Austin – The Texas Office of the Inspector General announced Monday that it has taken steps to exclude Planned Parenthood affiliates from the state’s Medicaid program, citing violations observed in recently released undercover videos.
An anti-abortion group began releasing videos in July that show undercover activists impersonating representatives of a tissue procurement company in order to meet with Planned Parenthood officials. The group alleges that Planned Parenthood is profiting from tissue donation reimbursements.
A video from inside a Houston abortion clinic was released in August.
The “violations” cited by the Inspector General include a suggestion in the video that doctors could use a different method to perform an abortion in order to preserve intact fetal tissue, and that Planned Parenthood created an unsanitary work environment for allowing access to the undercover group.
Planned Parenthood officials on both a state and national level have denied claims that they have broken the law or turned a profit from fetal tissue donation. The videos, they say, are heavily edited.
Gov. Greg Abbott praised the move as an “unyielding commitment to both protecting life and providing women’s health services.”
“Ending the Medicaid participation of Planned Parenthood affiliates in the State of Texas is another step in providing greater access to safe healthcare for women while protecting our most vulnerable – the unborn,” he said.
State leaders called for investigations of Planned Parenthood following the the videos’ release to be conducted by the office of the attorney general, Health and Human Services Commission and a state senate committee. So far, the results of those investigations have not been released.
Over the last three years, Texas has cut off Planned Parenthood from most state funding sources. Affiliates could, until now, receive Medicaid reimbursements for birth control, breast and cervical cancer screenings and treatment and prevention of HIV and STDs.
Planned Parenthood received $3 million for Medicaid reimbursements in fiscal year 2015, according to the Health and Human Services Commission.
National Planned Parenthood officials said the state’s move “should be a national scandal.”
“It is completely outrageous that Texas officials are using thoroughly discredited, fraudulent videos to cut women off from preventive health care,” said Dawn Laguens, executive vice president of Planned Parenthood Federation of America.
In 2013, state lawmakers removed Planned Parenthood and other family planning providers affiliated with abortion from the Medicaid Women’s Health Program, which provides birth control, cancer screenings and HIV and STD tests and treatment to low-income women. The move prompted the federal government withdraw funding for the program. Now Texas spends about $36 million per year on the fully state funded program.
This year, Planned Parenthood was removed from another state program that provided screening for breast and cervical cancer to low income women and connected them with treatment options.
A spokeswoman for Planned Parenthood Gulf Coast, the affiliate that operates family planning clinics in Houston and the surrounding area, said the move has “nothing to do with the well-being of the people of Texas.”

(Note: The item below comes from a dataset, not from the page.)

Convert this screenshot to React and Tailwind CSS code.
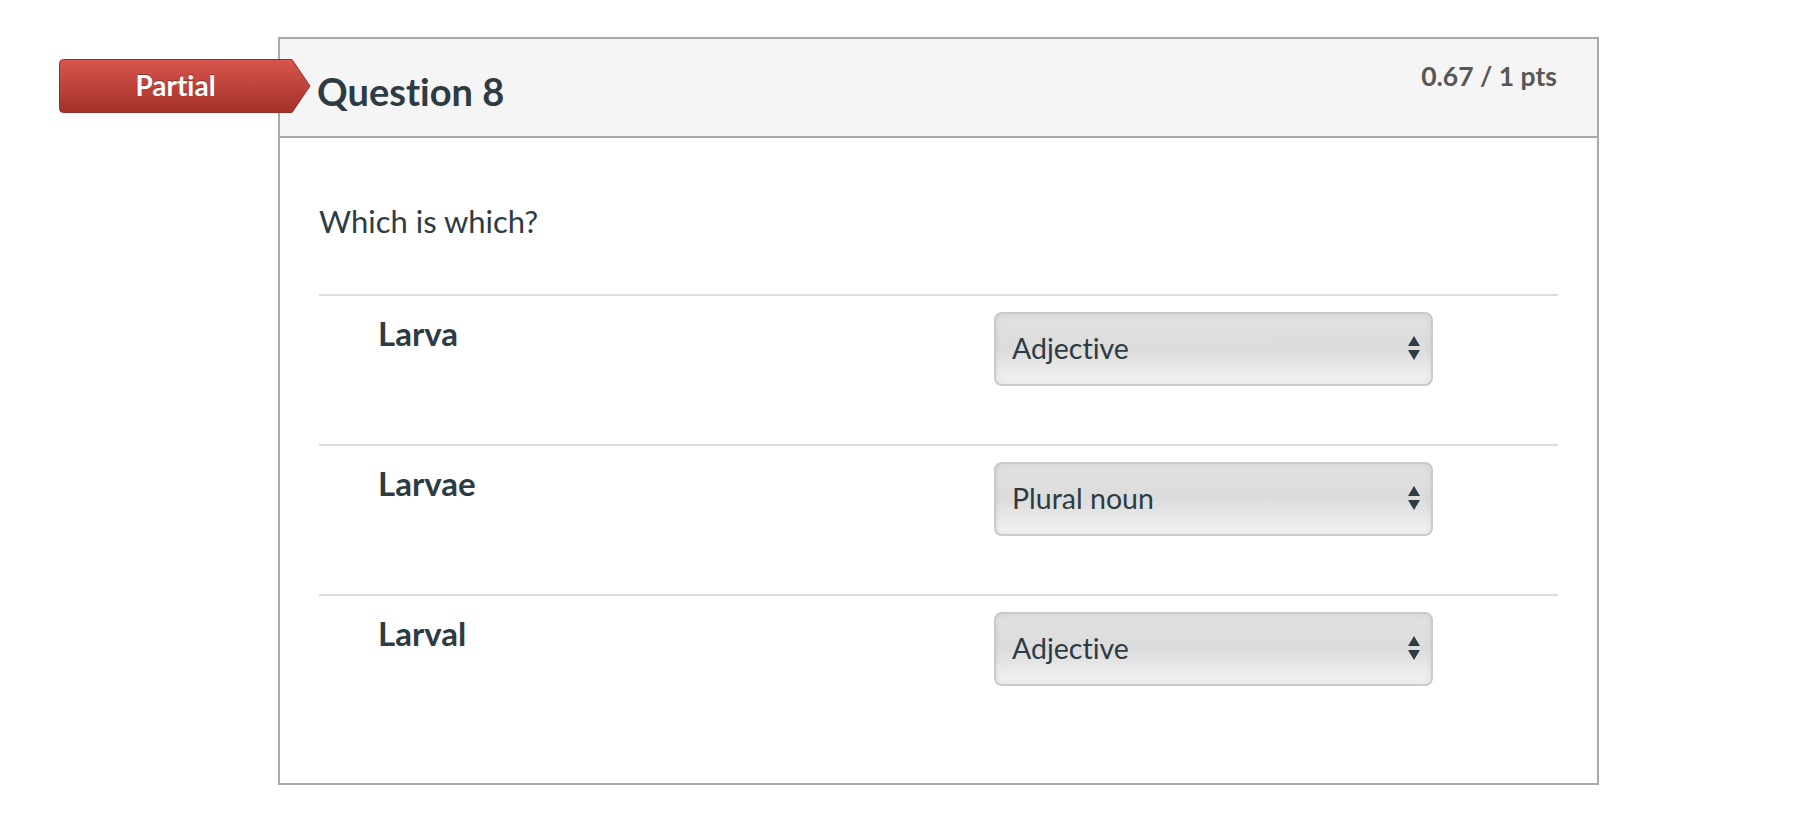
import React from 'react';

const rows = [
  { term: 'Larva', answer: 'Adjective' },
  { term: 'Larvae', answer: 'Plural noun' },
  { term: 'Larval', answer: 'Adjective' },
];

const Badge = () => (
  <div className="absolute left-[-221px] top-[20px] w-[252px] h-[54px]">
    <svg width="252" height="54" viewBox="0 0 252 54" className="absolute inset-0">
      <defs>
        <linearGradient id="badgeFill" x1="0" y1="0" x2="0" y2="1">
          <stop offset="0%" stopColor="#d8564e" />
          <stop offset="100%" stopColor="#a3302a" />
        </linearGradient>
      </defs>
      <path
        d="M4.5 0.5 H233 L251 27 L233 53.5 H4.5 Q0.5 53.5 0.5 49.5 V4.5 Q0.5 0.5 4.5 0.5 Z"
        fill="url(#badgeFill)"
        stroke="#94302a"
        strokeWidth="1"
      />
    </svg>
    <span className="absolute left-0 top-0 w-[233px] h-[54px] flex items-center justify-center text-white font-bold text-[28px] leading-none pb-[3px] [text-shadow:0_-1px_0_rgba(0,0,0,0.35)]">
      Partial
    </span>
  </div>
);

const SelectBox = ({ value }) => (
  <div className="w-[439px] h-[74px] rounded-[8px] border-2 border-[#cacaca] bg-gradient-to-b from-[#e1e1e1] via-[#dcdcdc] to-[#f3f3f3] shadow-[inset_0_0_6px_rgba(0,0,0,0.08)] flex items-center justify-between pl-[16px] pr-[11px] pb-[2px]">
    <span className="text-[28.5px] leading-none text-[#2d3b45]">{value}</span>
    <svg width="12" height="24" viewBox="0 0 12 24">
      <path d="M6 0 L12 10 H0 Z" fill="#2d3b45" />
      <path d="M0 14 H12 L6 24 Z" fill="#2d3b45" />
    </svg>
  </div>
);

const App = () => {
  return (
    <div className="w-[1808px] h-[820px] bg-white font-[Lato,sans-serif] [font-variant-ligatures:none] pt-[37px] pl-[278px]">
      <div className="relative w-[1321px] h-[748px] border-2 border-[#a9a9a9] bg-white">
        <Badge />
        <div className="h-[99px] bg-[#f5f5f5] border-b-2 border-[#a9a9a9] flex justify-between items-start pl-[37px] pr-[40px]">
          <h2 className="mt-[33px] text-[38px] leading-none font-bold text-[#2d3b45]">Question 8</h2>
          <div className="mt-[24px] text-[26.5px] leading-none font-bold text-[#575757]">0.67 / 1 pts</div>
        </div>
        <div className="px-[39px]">
          <p className="mt-[68px] text-[31px] leading-none text-[#2d3b45]">Which is which?</p>
          <div className="mt-[57px]">
            {rows.map((row, i) => (
              <div key={i} className="h-[150px] border-t-2 border-[#dcdcdc] flex items-start">
                <div className="w-[675px] pl-[59px] pt-[21px] text-[33px] leading-none font-bold text-[#2d3b45]">
                  {row.term}
                </div>
                <div className="pt-[16px]">
                  <SelectBox value={row.answer} />
                </div>
              </div>
            ))}
          </div>
        </div>
      </div>
    </div>
  );
};

export default App;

“Tens of thousands of women are already going without care after years of policies aimed at blocking access to care at Planned Parenthood,” spokeswoman Rochelle Tafolla said. “Now Texas politicians are using a thoroughly discredited, bogus attacks against Planned Parenthood as a shameful excuse to attack Texas women’s health yet again.”
Laguens vowed to fight the exclusion “with everything we’ve got.”
A federal district court in Louisiana Monday temporarily blocked similar attempts by officials in that state to terminate Planned Parenthood’s Medicaid contract.